Without the right culture staff members may even work in conflict with each other and the agreed purpose, or vision, of the school. Conversely when everyone works in ‘synergy’ great things happen almost by chance (things just ‘flow’). If the staff work autonomously within a ‘silo’ mentality a postive culture is impossible to achieve.

Culture, ‘the way we do things around here’, when positive, creates a 'force field of energy' that all involved can almost 'feel'. A positive culture is created as a bi-product of the relationships when staff members ( or students) collaborative with each other to achieve common goals.

This, rather than endless plans, is what creates a successful cohesive creative school or classroom.

Culture as the key driver of a creative school should never be an afterthought or left to chance. A positive culture infuses all work with meaning, passion and purpose; amplifying the energy of all involved.

If not shaped well it can conversely become a liability. Ask the staff what they all think is important, what the purpose of the school is, and what they think are the key teaching beliefs they all hold? If there is no alignment between their thoughts there is every chance the culture is working against the ‘written’ strategy of the school.

Sometimes the school culture is never even given thought – like fish who are to busy swimming to appreciate its importance!

Creating a dynamic culture is the ultimate leadership task, pumping passion, meaning and purpose into every action. A powerful culture creates a ‘behavioral blueprint’, an image held in the imagination of everyone involved, to align all actions and decisions.

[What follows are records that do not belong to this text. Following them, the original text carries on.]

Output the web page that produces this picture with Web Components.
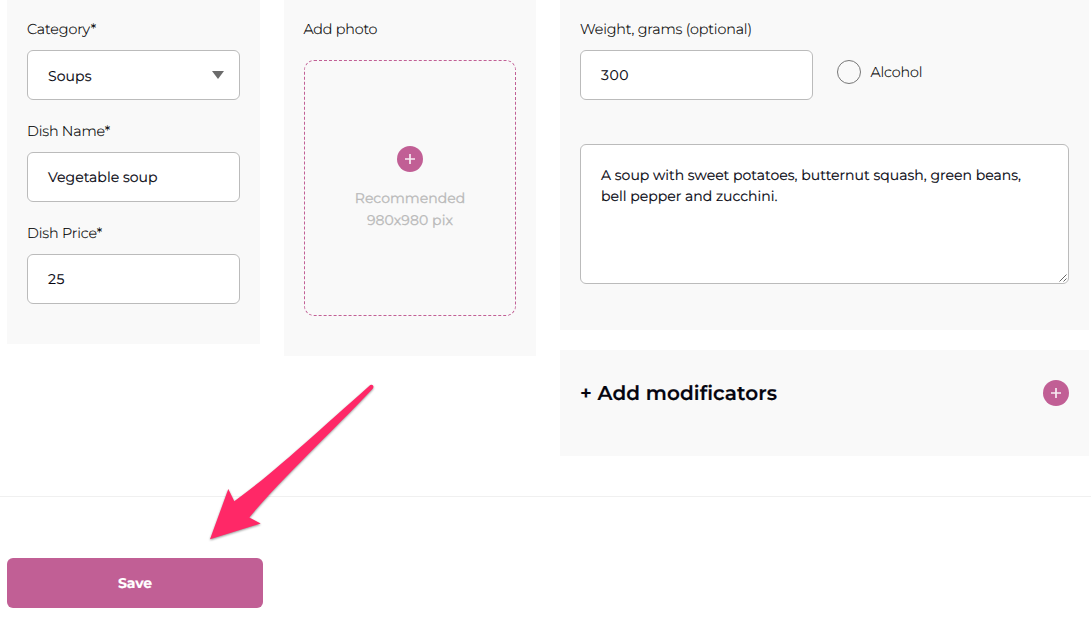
<!DOCTYPE html>
<html lang="en">
<head>
<meta charset="utf-8">
<title>Dish editor</title>
<style>
html,body{margin:0;height:100%;overflow:hidden;background:#fff}
body{font-family:Montserrat,Inter,"Open Sans",sans-serif;font-size:14px;color:#05050f;text-rendering:geometricPrecision;-webkit-text-stroke-width:.15px}
</style>
</head>
<body>
<dish-editor></dish-editor>
<script>
const define = (name, html, init) => {
  const tpl = document.createElement('template');
  tpl.innerHTML = html;
  customElements.define(name, class extends HTMLElement {
    constructor() {
      super();
      this.attachShadow({mode: 'open'}).append(tpl.content.cloneNode(true));
    }
    connectedCallback() { if (init) init.call(this, this.shadowRoot); }
  });
};

// One line of text, tracked so that it sets to the given measure in pixels.
define('tracked-text', `<style>
:host{display:block;white-space:nowrap}
span{display:inline-block}
</style><span><slot></slot></span>`, function (root) {
  const span = root.querySelector('span');
  const measure = +this.getAttribute('measure');
  const n = this.textContent.length;
  span.style.letterSpacing = '0';
  const gap = (measure - span.getBoundingClientRect().width) / (n - 1);
  span.style.letterSpacing = gap.toFixed(3) + 'px';
  span.style.marginRight = (-gap).toFixed(3) + 'px';
});

define('plus-button', `<style>
:host{display:block;width:26px;height:26px;flex:none}
svg{display:block}
</style><svg width="26" height="26" viewBox="0 0 26 26"><circle cx="13" cy="13" r="13" fill="#c15f95"/><path d="M8 13h10M13 8v10" stroke="#fff" stroke-opacity=".88" stroke-width="1.7"/></svg>`);

define('grey-panel', `<style>
:host{display:block;background:#f9f9f9;box-sizing:border-box;padding:20px}
</style><slot></slot>`);

define('form-field', `<style>
:host{display:block}
.label{height:18px;line-height:18px;font-weight:300;font-size:14.3px;color:#000}
.box{margin-top:12px;box-sizing:border-box;height:50px;border:1px solid #bbb;border-radius:6px;background:#fff;display:flex;align-items:center;justify-content:space-between;padding:0 15px 0 20px}
</style><div class="label"><slot name="label"></slot></div><div class="box"><slot></slot><slot name="icon"></slot></div>`);

define('select-arrow', `<style>
:host{display:block;width:12px;height:8px}
svg{display:block}
</style><svg width="12" height="8"><path d="M0 0h12L6 8z" fill="#6b6b6b"/></svg>`);

define('photo-drop', `<style>
:host{display:flex;flex-direction:column;align-items:center;box-sizing:border-box;height:256px;border:1px dashed #c15f95;border-radius:10px;padding-top:85px;color:#bababa;line-height:22px}
.hint{margin-top:15px;display:flex;flex-direction:column;align-items:center;-webkit-text-stroke-width:.3px}
</style><plus-button></plus-button><div class="hint"><slot></slot></div>`);

define('radio-option', `<style>
:host{display:flex;align-items:center;gap:9.5px;font-weight:300;font-size:14.3px;color:#000}
i{width:22px;height:22px;border:1px solid #777;border-radius:50%}
</style><i></i><slot></slot>`);

define('text-area', `<style>
:host{display:block;position:relative;box-sizing:border-box;height:140px;border:1px solid #bbb;border-radius:6px;background:#fff;padding:20px;line-height:21px}
svg{position:absolute;right:1px;bottom:1px}
</style><slot></slot><svg width="8" height="8"><path d="M.5 7.5l7-7M4.5 7.5l3-3" stroke="#555" stroke-width=".9"/></svg>`);

define('save-button', `<style>
:host{display:flex;align-items:center;justify-content:center;width:256px;height:50px;border-radius:6px;background:#c15f95;color:#fff;font-weight:700}
</style><slot></slot>`);

define('pointer-arrow', `<style>
:host{display:block;position:absolute;left:200px;top:375px}
svg{display:block;filter:drop-shadow(.8px 1.8px 1.1px rgba(0,0,0,.42))}
</style><svg width="185" height="175" viewBox="200 375 185 175"><path fill="#ff2867" d="M210 539.3L228.3 489L234.3 501.3C270 476 315 434 370.3 385.1Q372.2 384.3 373.3 386Q373.7 387.6 372.7 388.7C330 434 281 479 249.3 517.4L260.7 523.5Z"/></svg>`);

define('dish-editor', `<style>
:host{display:block;position:relative;height:629px}
.columns{display:grid;grid-template-columns:253px 252px 529px;column-gap:24px;align-items:start;padding-left:7px;height:496px;box-sizing:border-box}
.category{height:344px;display:flex;flex-direction:column;gap:22px}
.chosen{padding-top:2px}
.photo{height:356px}
.photo .label{line-height:18px;margin:0 0 22px -.5px;font-weight:300;font-size:14.3px;color:#000}
.details{display:grid;gap:20px}
.info{height:330px}
.row{display:flex;gap:24px;align-items:flex-start;margin-bottom:44px}
.row form-field{width:233px}
.row radio-option{margin-top:40px}
.mods{height:106px;padding-top:30px;display:flex;justify-content:space-between;align-items:flex-start;font-size:20px;font-weight:600;line-height:26px}
.mods tracked-text{padding-top:1px}
footer{border-top:1px solid #f0f0f0;padding:61px 7px 0}
</style>
<div class="columns">
  <grey-panel class="category">
    <form-field><tracked-text slot="label" measure="69">Category*</tracked-text><tracked-text class="chosen" measure="43.5">Soups</tracked-text><select-arrow slot="icon"></select-arrow></form-field>
    <form-field><tracked-text slot="label" measure="83">Dish Name*</tracked-text><tracked-text measure="109.5">Vegetable soup</tracked-text></form-field>
    <form-field><tracked-text slot="label" measure="75">Dish Price*</tracked-text><tracked-text measure="16.5">25</tracked-text></form-field>
  </grey-panel>
  <grey-panel class="photo">
    <tracked-text class="label" measure="74">Add photo</tracked-text>
    <photo-drop><tracked-text measure="110.5">Recommended</tracked-text><tracked-text measure="86">980x980 pix</tracked-text></photo-drop>
  </grey-panel>
  <div class="details">
    <grey-panel class="info">
      <div class="row">
        <form-field><tracked-text slot="label" measure="172">Weight, grams (optional)</tracked-text><tracked-text measure="27.5">300</tracked-text></form-field>
        <radio-option><tracked-text measure="52">Alcohol</tracked-text></radio-option>
      </div>
      <text-area><tracked-text measure="420">A soup with sweet potatoes, butternut squash, green beans,</tracked-text><tracked-text measure="176.5">bell pepper and zucchini.</tracked-text></text-area>
    </grey-panel>
    <grey-panel class="mods"><tracked-text measure="197">+ Add modificators</tracked-text><plus-button></plus-button></grey-panel>
  </div>
</div>
<footer><save-button><tracked-text measure="34">Save</tracked-text></save-button></footer>
<pointer-arrow></pointer-arrow>`);
</script>
</body>
</html>
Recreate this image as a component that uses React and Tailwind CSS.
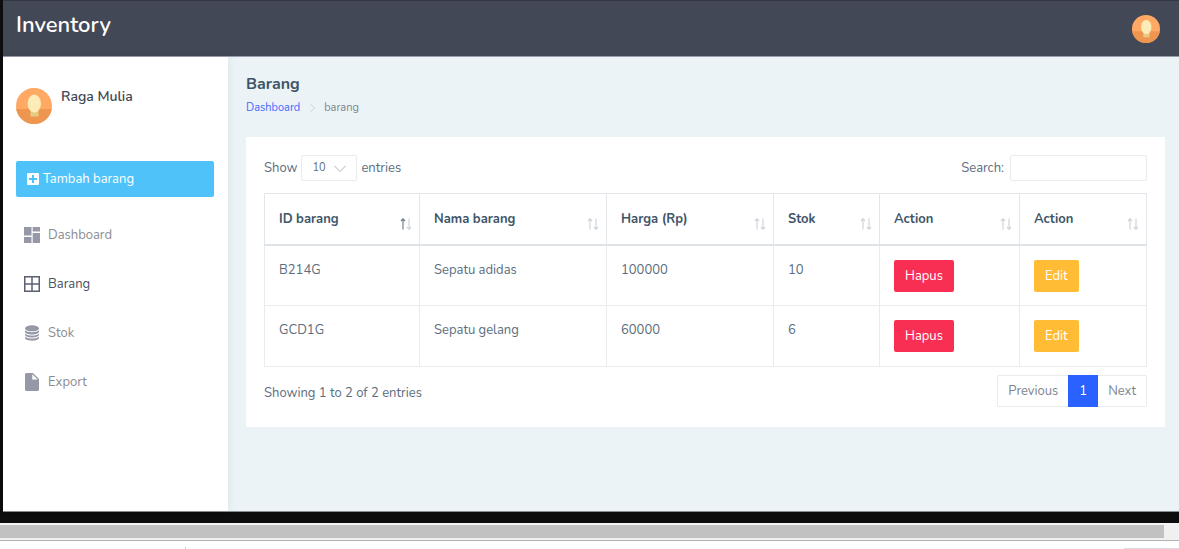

What is the ‘water’ like in your school or classroom?

Most visitors can tell in a 'blink'.


Anonymous said...

It is 'heavy water' in some schools I know of! Or 'treading water'!

Anonymous said...

I have had the occasion recently to walk around a secondary school and my impression is that they are still locked into a 1950s culture. Little seems to have changed.

Anonymous said...

Getting secondary teachers to change their minds is like asking the Queen to abolish the monarchy -simply beyond their imagination.

I aways liked the fact the Czar of Russia wrote, on the morning of the revolution (where he lost his lfe) - 'nothing eventful planned for today'.